++++ LISTED ENTRIES ++++

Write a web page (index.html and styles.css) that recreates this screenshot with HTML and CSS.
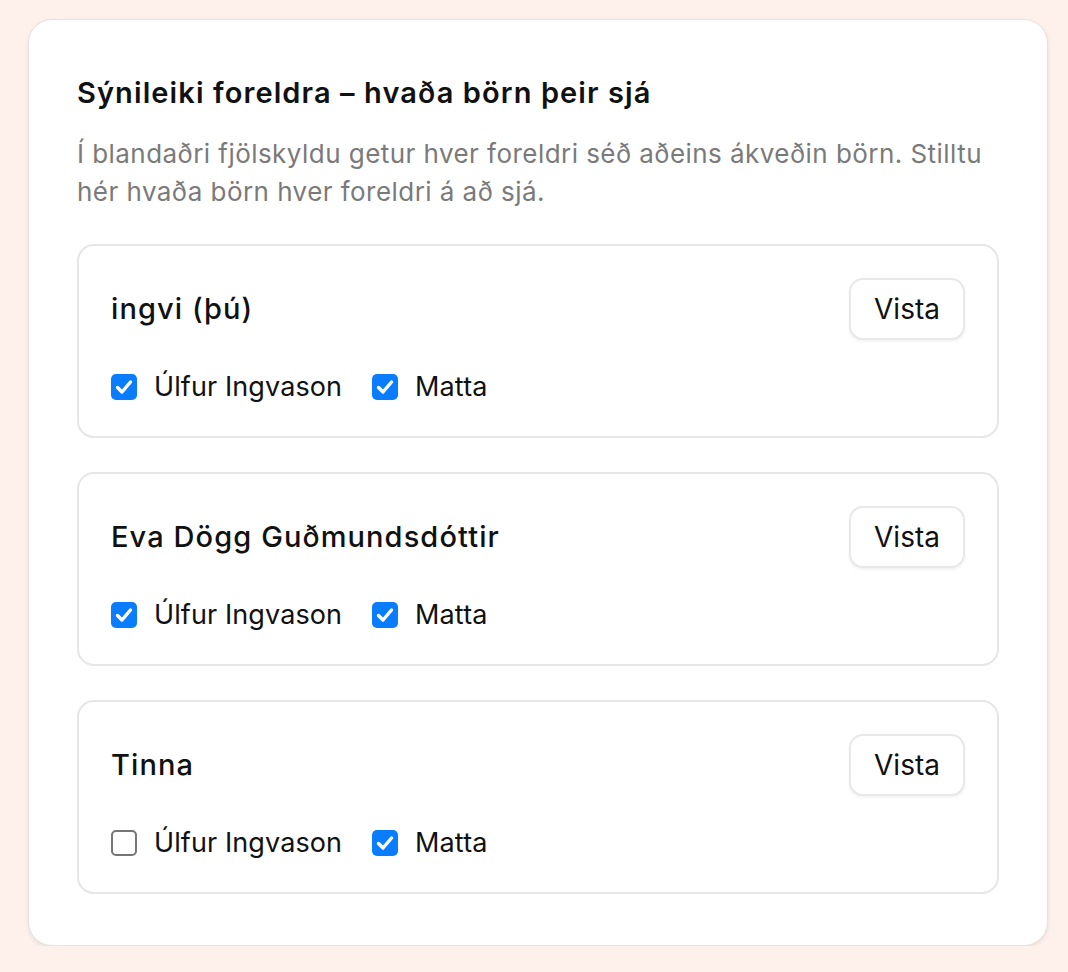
FILE: index.html
```html
<!DOCTYPE html>
<html lang="is">
<head>
<meta charset="utf-8">
<link rel="stylesheet" href="styles.css">
</head>
<body>
<section class="panel">
  <h2 class="title">Sýnileiki foreldra – hvaða börn þeir sjá</h2>
  <p class="desc">Í blandaðri fjölskyldu getur hver foreldri séð aðeins ákveðin börn. Stilltu hér hvaða börn hver foreldri á að sjá.</p>
  <div class="list">
    <div class="parent">
      <div class="head">
        <span class="name">ingvi (þú)</span>
        <button class="btn">Vista</button>
      </div>
      <div class="kids">
        <label class="kid"><input type="checkbox" checked><span>Úlfur Ingvason</span></label>
        <label class="kid"><input type="checkbox" checked><span>Matta</span></label>
      </div>
    </div>
    <div class="parent">
      <div class="head">
        <span class="name">Eva Dögg Guðmundsdóttir</span>
        <button class="btn">Vista</button>
      </div>
      <div class="kids">
        <label class="kid"><input type="checkbox" checked><span>Úlfur Ingvason</span></label>
        <label class="kid"><input type="checkbox" checked><span>Matta</span></label>
      </div>
    </div>
    <div class="parent">
      <div class="head">
        <span class="name">Tinna</span>
        <button class="btn">Vista</button>
      </div>
      <div class="kids">
        <label class="kid"><input type="checkbox"><span>Úlfur Ingvason</span></label>
        <label class="kid"><input type="checkbox" checked><span>Matta</span></label>
      </div>
    </div>
  </div>
</section>
</body>
</html>
```
FILE: styles.css
```css
html, body {
  margin: 0;
  background: #fef1ec;
}
body {
  padding: 19px 20px 0 28px;
  font-family: Inter, "Noto Sans", sans-serif;
  color: #111;
}
.panel {
  width: 1020px;
  box-sizing: border-box;
  background: #fff;
  border: 1px solid #e6e2e0;
  border-radius: 24px;
  box-shadow: 0 2px 4px rgba(0,0,0,0.08);
  padding: 57px 48px 51px 48px;
}
.title {
  margin: 0;
  font-size: 29px;
  line-height: 32px;
  font-weight: 600;
  letter-spacing: 1.1px;
}
.desc {
  margin: 26px -2px 0 0;
  font-size: 26px;
  line-height: 38px;
  letter-spacing: 0.45px;
  color: #7a7a7a;
}
.list {
  margin-top: 33px;
  display: flex;
  flex-direction: column;
  gap: 34px;
}
.parent {
  border: 2px solid #e6e6e6;
  border-radius: 17px;
  padding: 32px 32px 33px 32px;
}
.head {
  display: flex;
  align-items: center;
  justify-content: space-between;
}
.name {
  font-size: 29px;
  font-weight: 500;
  line-height: 36px;
  letter-spacing: 1.1px;
}
.btn {
  font-family: inherit;
  font-size: 28px;
  color: #111;
  background: #fff;
  border: 2px solid #e8e8e8;
  border-radius: 14px;
  height: 62px;
  width: 116px;
  padding: 0;
  box-shadow: 0 2px 3px rgba(0,0,0,0.05);
}
.kids {
  margin-top: 31px;
  display: flex;
  gap: 30px;
  line-height: 32px;
}
.kid {
  display: flex;
  align-items: center;
  gap: 17px;
  font-size: 27px;
  letter-spacing: 0.1px;
}
.kid input {
  appearance: none;
  -webkit-appearance: none;
  margin: 0;
  width: 26px;
  height: 26px;
  box-sizing: border-box;
  border: 2px solid #767676;
  border-radius: 5px;
  background: #fff;
}
.kid input:checked {
  border: none;
  background: #0a7cff url("data:image/svg+xml,%3Csvg xmlns='http://www.w3.org/2000/svg' viewBox='0 0 26 26'%3E%3Cpath d='M6.5 13.5l4.5 4.5 8.5-10' fill='none' stroke='white' stroke-width='3.4' stroke-linecap='round' stroke-linejoin='round'/%3E%3C/svg%3E") center/100% no-repeat;
}
```
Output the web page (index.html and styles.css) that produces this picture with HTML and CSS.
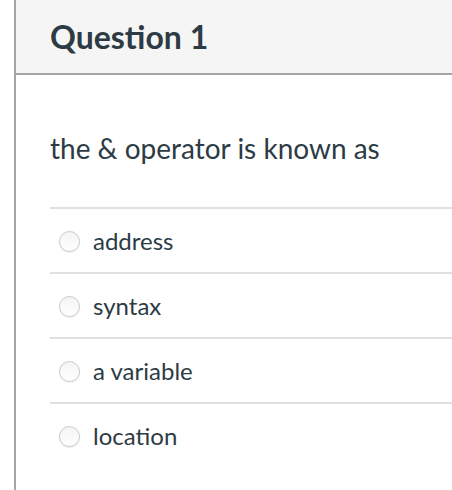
FILE: index.html
```html
<!DOCTYPE html>
<html lang="en">
<head>
    <meta charset="UTF-8">
    <title>Question 1</title>
    <link rel="stylesheet" href="styles.css">
</head>
<body>
    <div class="question">
        <div class="header">
            <h2>Question 1</h2>
        </div>
        <div class="content">
            <p class="text">the &amp; operator is known as</p>
            <div class="answers">
                <label class="answer"><span class="radio"></span>address</label>
                <label class="answer"><span class="radio"></span>syntax</label>
                <label class="answer"><span class="radio"></span>a variable</label>
                <label class="answer"><span class="radio"></span>location</label>
            </div>
        </div>
    </div>
</body>
</html>
```

FILE: styles.css
```css
body {
    margin: 0;
    font-family: Lato, "Open Sans", sans-serif;
    color: #2d3b45;
    background-color: white;
}
.question {
    margin-left: 14px;
    min-height: 490px;
    border-left: 2px solid #a5a5a5;
}
.header {
    display: flex;
    align-items: center;
    height: 73px;
    padding-left: 34px;
    background-color: #f5f5f5;
    border-bottom: 2px solid #a5a5a5;
}
.header h2 {
    margin: 0;
    font-size: 32px;
    font-weight: bold;
}
.content {
    padding-left: 34px;
}
.text {
    margin: 0;
    padding: 56px 0 42px;
    font-size: 28px;
    line-height: 34px;
}
.answer {
    display: flex;
    align-items: center;
    height: 63px;
    border-top: 2px solid #e0e0e0;
    font-size: 24px;
}
.radio {
    width: 19px;
    height: 19px;
    margin: 2px 13px 0 9px;
    border: 1px solid #c9c9c9;
    border-radius: 50%;
    background: linear-gradient(#f4f4f4, #ffffff);
    box-shadow: 0 1px 1px rgba(0, 0, 0, 0.08);
}
```
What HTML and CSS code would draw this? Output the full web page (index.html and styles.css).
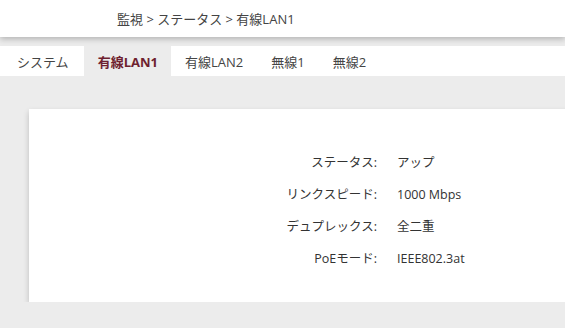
FILE: index.html
```html
<!DOCTYPE html>
<html lang="ja">
<head>
    <meta charset="UTF-8">
    <meta name="viewport" content="width=device-width, initial-scale=1.0">
    <title>有線LAN1</title>
    <link rel="stylesheet" href="styles.css">
</head>
<body>
    <header class="top-bar">
        <div class="breadcrumb">監視 &gt; ステータス &gt; 有線LAN1</div>
    </header>
    <nav class="tabs">
        <a class="tab">システム</a>
        <a class="tab active">有線LAN1</a>
        <a class="tab">有線LAN2</a>
        <a class="tab">無線1</a>
        <a class="tab">無線2</a>
    </nav>
    <main class="content">
        <div class="card">
            <dl class="status-list">
                <dt>ステータス:</dt><dd>アップ</dd>
                <dt>リンクスピード:</dt><dd>1000 Mbps</dd>
                <dt>デュプレックス:</dt><dd>全二重</dd>
                <dt>PoEモード:</dt><dd>IEEE802.3at</dd>
            </dl>
        </div>
    </main>
</body>
</html>
```

FILE: styles.css
```css
body {
    font-family: 'Open Sans', 'Noto Sans CJK JP', sans-serif;
    background: #ececec;
    margin: 0;
    color: #333;
    overflow: hidden;
}

.top-bar {
    background: #fff;
    height: 37px;
    box-shadow: 0 2px 6px rgba(0, 0, 0, 0.25);
    display: flex;
    align-items: center;
    position: relative;
    z-index: 1;
}

.breadcrumb {
    padding-left: 117px;
    font-size: 13px;
    color: #444;
}

.tabs {
    margin-top: 9px;
    background: #fff;
    height: 30px;
    display: flex;
}

.tab {
    display: flex;
    align-items: center;
    padding: 0 15px 0 17px;
    font-size: 13px;
    color: #444;
}

.tab + .tab {
    padding: 0 14px 0 14px;
}

.tab.active {
    background: #ececec;
    color: #6e1f2f;
    font-weight: bold;
    padding-right: 13px;
}

.content {
    padding: 33px 0 0 29px;
}

.card {
    background: #fff;
    height: 193px;
    margin-right: -20px;
    box-shadow: 0 3px 6px rgba(0, 0, 0, 0.2);
    box-sizing: border-box;
    padding-top: 44px;
}

.status-list {
    display: grid;
    grid-template-columns: 348px auto;
    column-gap: 20px;
    row-gap: 12.5px;
    margin: 0;
    font-size: 12.5px;
    line-height: 19.5px;
}

.status-list dt {
    text-align: right;
}

.status-list dd {
    margin: 0;
}
```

++++

*TASK PROMPT*. Pick out the lines that have the word "Output". Copy them all.

*RESPONSE*.
Output the web page (index.html and styles.css) that produces this picture with HTML and CSS.
What HTML and CSS code would draw this? Output the full web page (index.html and styles.css).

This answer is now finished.